- Exercise goal -
Leave out any picture and return the remaining listing below exactly as given.

- Source material -
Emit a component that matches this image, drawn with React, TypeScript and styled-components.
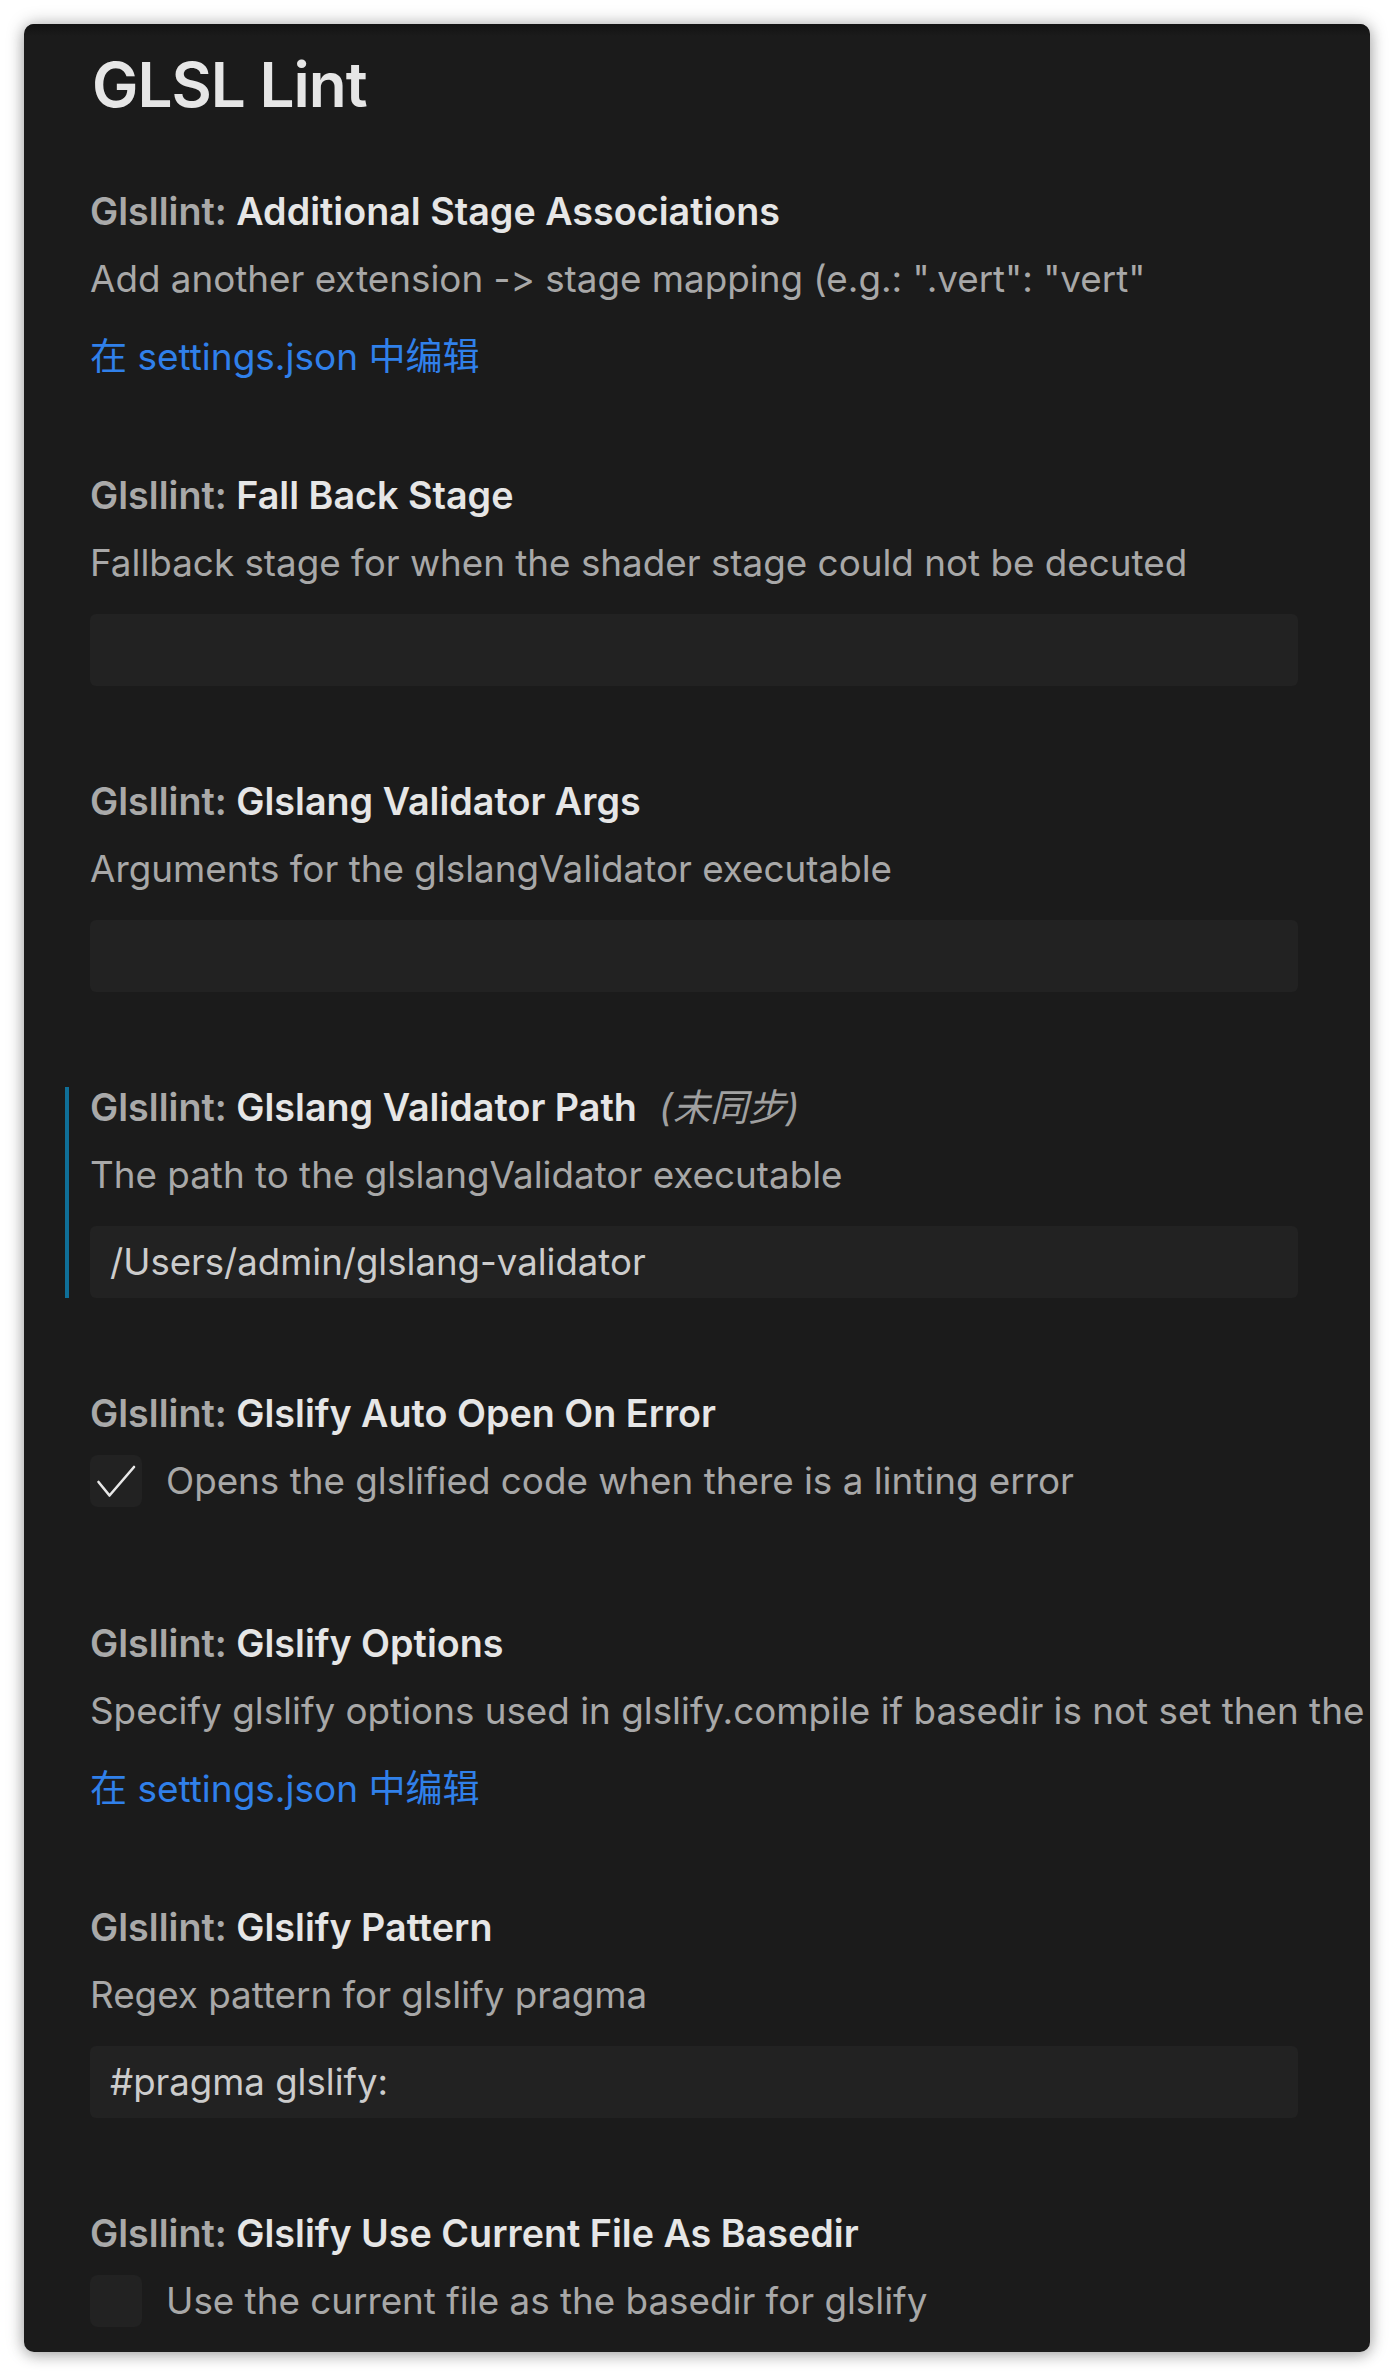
import React from "react";
import styled, { createGlobalStyle } from "styled-components";

const GlobalStyle = createGlobalStyle`
  html, body {
    margin: 0;
    padding: 0;
    background: #ffffff;
  }
  body {
    font-family: Inter, "Noto Sans", "Noto Sans CJK SC", sans-serif;
    font-feature-settings: "calt" 0, "liga" 0;
    font-variant-ligatures: none;
    -webkit-font-smoothing: antialiased;
  }
`;

const Page = styled.div`
  padding: 24px 24px 25px 24px;
`;

const Panel = styled.div`
  position: relative;
  background: #1b1b1b;
  border-radius: 10px;
  overflow: hidden;
  box-shadow: 0 0 18px rgba(0, 0, 0, 0.28), 0 4px 14px rgba(0, 0, 0, 0.18);
  padding: 21px 0 25px 0;
  &::before {
    content: "";
    position: absolute;
    left: 0;
    right: 0;
    top: 0;
    height: 12px;
    background: linear-gradient(#121212, rgba(27, 27, 27, 0));
  }
`;

const Title = styled.h1`
  margin: 0 0 60px 0;
  padding-left: 68px;
  font-size: 62px;
  line-height: 80px;
  font-weight: 600;
  color: #e6e6e6;
  letter-spacing: -1px;
`;

const SettingsList = styled.div`
  display: flex;
  flex-direction: column;
  gap: 86px;
`;

const Item = styled.div<{ $modified?: boolean; $extraBottom?: boolean }>`
  position: relative;
  padding: 0 72px ${(p) => (p.$extraBottom ? "24px" : "0")} 66px;
  &::before {
    content: "";
    display: ${(p) => (p.$modified ? "block" : "none")};
    position: absolute;
    left: 41px;
    top: 6px;
    bottom: 3px;
    width: 4px;
    background: #0f6f98;
  }
`;

const Label = styled.div`
  font-size: 37.7px;
  line-height: 52px;
  font-weight: 600;
  color: #e6e6e6;
  white-space: nowrap;
`;

const Category = styled.span`
  color: #a9a9a9;
`;

const SyncNote = styled.span`
  margin-left: 22px;
  font-style: italic;
  font-weight: 400;
  color: #a0a0a0;
  font-family: Inter, "Noto Sans CJK SC", sans-serif;
`;

const Description = styled.div`
  margin-top: 16px;
  font-size: 36.8px;
  line-height: 52px;
  color: #a8a8a8;
  white-space: nowrap;
`;

const EditLink = styled.a`
  display: block;
  margin-top: 26px;
  font-size: 37px;
  line-height: 52px;
  color: #3080ea;
  text-decoration: none;
  font-family: Inter, "Noto Sans CJK SC", sans-serif;
`;

const TextInput = styled.div`
  margin-top: 25px;
  margin-bottom: 3px;
  height: 72px;
  box-sizing: border-box;
  padding: 0 20px;
  display: flex;
  align-items: center;
  background: #222222;
  border-radius: 6px;
  font-size: 36.6px;
  color: #cccccc;
`;

const CheckRow = styled.div`
  margin-top: 16px;
  display: flex;
  align-items: center;
  gap: 24px;
`;

const CheckBox = styled.div`
  width: 52px;
  height: 52px;
  flex: none;
  border-radius: 8px;
  background: #222222;
  display: flex;
  align-items: center;
  justify-content: center;
`;

const CheckText = styled.div`
  font-size: 36.8px;
  line-height: 52px;
  color: #a8a8a8;
  white-space: nowrap;
`;

type Setting = {
  name: string;
  description: string;
  kind: "link" | "input" | "checkbox";
  value?: string;
  checked?: boolean;
  modified?: boolean;
};

const settings: Setting[] = [
  {
    name: "Additional Stage Associations",
    description: 'Add another extension -> stage mapping (e.g.: ".vert": "vert"',
    kind: "link",
  },
  {
    name: "Fall Back Stage",
    description: "Fallback stage for when the shader stage could not be decuted",
    kind: "input",
    value: "",
  },
  {
    name: "Glslang Validator Args",
    description: "Arguments for the glslangValidator executable",
    kind: "input",
    value: "",
  },
  {
    name: "Glslang Validator Path",
    description: "The path to the glslangValidator executable",
    kind: "input",
    value: "/Users/admin/glslang-validator",
    modified: true,
  },
  {
    name: "Glslify Auto Open On Error",
    description: "Opens the glslified code when there is a linting error",
    kind: "checkbox",
    checked: true,
  },
  {
    name: "Glslify Options",
    description:
      "Specify glslify options used in glslify.compile if basedir is not set then the basedir will be the file's directory",
    kind: "link",
  },
  {
    name: "Glslify Pattern",
    description: "Regex pattern for glslify pragma",
    kind: "input",
    value: "#pragma glslify:",
  },
  {
    name: "Glslify Use Current File As Basedir",
    description: "Use the current file as the basedir for glslify",
    kind: "checkbox",
    checked: false,
  },
];

const CheckMark = () => (
  <svg width="52" height="52" viewBox="0 0 52 52" fill="none">
    <polyline
      points="8.5,27 19.5,40.5 44,12"
      stroke="#e8e8e8"
      strokeWidth="2.6"
      strokeLinecap="round"
      strokeLinejoin="round"
    />
  </svg>
);

const SettingItem = ({ s, isLast }: { s: Setting; isLast: boolean }) => (
  <Item $modified={s.modified} $extraBottom={s.kind === "checkbox" && !isLast}>
    <Label>
      <Category>Glsllint: </Category>
      {s.name}
      {s.modified && <SyncNote>(未同步)</SyncNote>}
    </Label>
    {s.kind === "checkbox" ? (
      <CheckRow>
        <CheckBox>{s.checked && <CheckMark />}</CheckBox>
        <CheckText>{s.description}</CheckText>
      </CheckRow>
    ) : (
      <Description>{s.description}</Description>
    )}
    {s.kind === "link" && <EditLink href="#">在 settings.json 中编辑</EditLink>}
    {s.kind === "input" && <TextInput>{s.value}</TextInput>}
  </Item>
);

export default function App() {
  return (
    <>
      <GlobalStyle />
      <Page>
        <Panel>
          <Title>GLSL Lint</Title>
          <SettingsList>
            {settings.map((s, i) => (
              <SettingItem key={s.name} s={s} isLast={i === settings.length - 1} />
            ))}
          </SettingsList>
        </Panel>
      </Page>
    </>
  );
}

- Written answer -
Emit a component that matches this image, drawn with React, TypeScript and styled-components.
import React from "react";
import styled, { createGlobalStyle } from "styled-components";

const GlobalStyle = createGlobalStyle`
  html, body {
    margin: 0;
    padding: 0;
    background: #ffffff;
  }
  body {
    font-family: Inter, "Noto Sans", "Noto Sans CJK SC", sans-serif;
    font-feature-settings: "calt" 0, "liga" 0;
    font-variant-ligatures: none;
    -webkit-font-smoothing: antialiased;
  }
`;

const Page = styled.div`
  padding: 24px 24px 25px 24px;
`;

const Panel = styled.div`
  position: relative;
  background: #1b1b1b;
  border-radius: 10px;
  overflow: hidden;
  box-shadow: 0 0 18px rgba(0, 0, 0, 0.28), 0 4px 14px rgba(0, 0, 0, 0.18);
  padding: 21px 0 25px 0;
  &::before {
    content: "";
    position: absolute;
    left: 0;
    right: 0;
    top: 0;
    height: 12px;
    background: linear-gradient(#121212, rgba(27, 27, 27, 0));
  }
`;

const Title = styled.h1`
  margin: 0 0 60px 0;
  padding-left: 68px;
  font-size: 62px;
  line-height: 80px;
  font-weight: 600;
  color: #e6e6e6;
  letter-spacing: -1px;
`;

const SettingsList = styled.div`
  display: flex;
  flex-direction: column;
  gap: 86px;
`;

const Item = styled.div<{ $modified?: boolean; $extraBottom?: boolean }>`
  position: relative;
  padding: 0 72px ${(p) => (p.$extraBottom ? "24px" : "0")} 66px;
  &::before {
    content: "";
    display: ${(p) => (p.$modified ? "block" : "none")};
    position: absolute;
    left: 41px;
    top: 6px;
    bottom: 3px;
    width: 4px;
    background: #0f6f98;
  }
`;

const Label = styled.div`
  font-size: 37.7px;
  line-height: 52px;
  font-weight: 600;
  color: #e6e6e6;
  white-space: nowrap;
`;

const Category = styled.span`
  color: #a9a9a9;
`;

const SyncNote = styled.span`
  margin-left: 22px;
  font-style: italic;
  font-weight: 400;
  color: #a0a0a0;
  font-family: Inter, "Noto Sans CJK SC", sans-serif;
`;

const Description = styled.div`
  margin-top: 16px;
  font-size: 36.8px;
  line-height: 52px;
  color: #a8a8a8;
  white-space: nowrap;
`;

const EditLink = styled.a`
  display: block;
  margin-top: 26px;
  font-size: 37px;
  line-height: 52px;
  color: #3080ea;
  text-decoration: none;
  font-family: Inter, "Noto Sans CJK SC", sans-serif;
`;

const TextInput = styled.div`
  margin-top: 25px;
  margin-bottom: 3px;
  height: 72px;
  box-sizing: border-box;
  padding: 0 20px;
  display: flex;
  align-items: center;
  background: #222222;
  border-radius: 6px;
  font-size: 36.6px;
  color: #cccccc;
`;

const CheckRow = styled.div`
  margin-top: 16px;
  display: flex;
  align-items: center;
  gap: 24px;
`;

const CheckBox = styled.div`
  width: 52px;
  height: 52px;
  flex: none;
  border-radius: 8px;
  background: #222222;
  display: flex;
  align-items: center;
  justify-content: center;
`;

const CheckText = styled.div`
  font-size: 36.8px;
  line-height: 52px;
  color: #a8a8a8;
  white-space: nowrap;
`;

type Setting = {
  name: string;
  description: string;
  kind: "link" | "input" | "checkbox";
  value?: string;
  checked?: boolean;
  modified?: boolean;
};

const settings: Setting[] = [
  {
    name: "Additional Stage Associations",
    description: 'Add another extension -> stage mapping (e.g.: ".vert": "vert"',
    kind: "link",
  },
  {
    name: "Fall Back Stage",
    description: "Fallback stage for when the shader stage could not be decuted",
    kind: "input",
    value: "",
  },
  {
    name: "Glslang Validator Args",
    description: "Arguments for the glslangValidator executable",
    kind: "input",
    value: "",
  },
  {
    name: "Glslang Validator Path",
    description: "The path to the glslangValidator executable",
    kind: "input",
    value: "/Users/admin/glslang-validator",
    modified: true,
  },
  {
    name: "Glslify Auto Open On Error",
    description: "Opens the glslified code when there is a linting error",
    kind: "checkbox",
    checked: true,
  },
  {
    name: "Glslify Options",
    description:
      "Specify glslify options used in glslify.compile if basedir is not set then the basedir will be the file's directory",
    kind: "link",
  },
  {
    name: "Glslify Pattern",
    description: "Regex pattern for glslify pragma",
    kind: "input",
    value: "#pragma glslify:",
  },
  {
    name: "Glslify Use Current File As Basedir",
    description: "Use the current file as the basedir for glslify",
    kind: "checkbox",
    checked: false,
  },
];

const CheckMark = () => (
  <svg width="52" height="52" viewBox="0 0 52 52" fill="none">
    <polyline
      points="8.5,27 19.5,40.5 44,12"
      stroke="#e8e8e8"
      strokeWidth="2.6"
      strokeLinecap="round"
      strokeLinejoin="round"
    />
  </svg>
);

const SettingItem = ({ s, isLast }: { s: Setting; isLast: boolean }) => (
  <Item $modified={s.modified} $extraBottom={s.kind === "checkbox" && !isLast}>
    <Label>
      <Category>Glsllint: </Category>
      {s.name}
      {s.modified && <SyncNote>(未同步)</SyncNote>}
    </Label>
    {s.kind === "checkbox" ? (
      <CheckRow>
        <CheckBox>{s.checked && <CheckMark />}</CheckBox>
        <CheckText>{s.description}</CheckText>
      </CheckRow>
    ) : (
      <Description>{s.description}</Description>
    )}
    {s.kind === "link" && <EditLink href="#">在 settings.json 中编辑</EditLink>}
    {s.kind === "input" && <TextInput>{s.value}</TextInput>}
  </Item>
);

export default function App() {
  return (
    <>
      <GlobalStyle />
      <Page>
        <Panel>
          <Title>GLSL Lint</Title>
          <SettingsList>
            {settings.map((s, i) => (
              <SettingItem key={s.name} s={s} isLast={i === settings.length - 1} />
            ))}
          </SettingsList>
        </Panel>
      </Page>
    </>
  );
}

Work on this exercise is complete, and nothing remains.